The city school board voted last night to continue funding an alternative school in Kenya for at-risk middle-school boys that had been threatened with closure because of financial difficulties.
The Baraka School, which was opened by the Abell Foundation in 1996 as an alternative school for seventh- and eighth-graders struggling academically and behaviorally, will remain open for at least another two years.
The school system will continue subsidizing the program at the current level of about $6,400 per pupil, which goes toward Baraka's $14,000 annual tuition.
About 20 boys will be recruited by school officials and the Abell Foundation to begin the program for the coming fall.
"These young men have had - and are having - experiences and opportunities that they would never have, had they not gone to the Baraka School," said Patricia Morris Welch, one of three school board members who traveled to Kenya in November to visit the school.
"There is also a lot of structure to their lives, probably more structure than they would have here."
Early last year, it appeared that Baraka would not reopen for the current school year. But, during the summer, the school board reached a funding agreement with Abell that allowed the 17 boys enrolled in the program to complete their second year.
Baraka opened this school year with a former middle school teacher from Grosse Pointe, Mich., Richard Kroll Jr., as the new headmaster.
Three school board members visited Baraka in November.
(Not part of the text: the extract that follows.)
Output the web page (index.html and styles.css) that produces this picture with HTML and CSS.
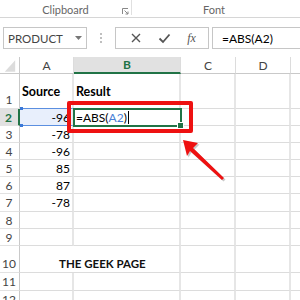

Welch, Michele B. Noel and Dorothy G. Siegel talked to the staff and pupils about their experiences, attended classes and joined some of the boys for a safari.
"I felt that it was a life-changing experience," Siegel told the board last night. "We did not go in anticipation that we would be so impressed with the changes these young men had made in their lives."
In approving the funding, the school board expressed concern about the lack of access to technology at Baraka, and suggested providing the boys with summer school instruction in computers when they return to Baltimore in between their two sessions abroad.
The board also said the curriculum at Baraka needs to be more coordinated with that of regular city schools, so the boys are prepared to re-enter high school locally after their return.
Technically, the boys are enrolled in the city school system.
The Abell Foundation had sought a $7,000-per-pupil contribution from the school system.
"We're very encouraged and appreciative," said Chris Doherty, former director of Baraka and current president of the school's board of trustees.
"We know that it wasn't that easy - and certainly not a rubber stamp - for the school board to come up with this money, so we're psyched," Doherty said.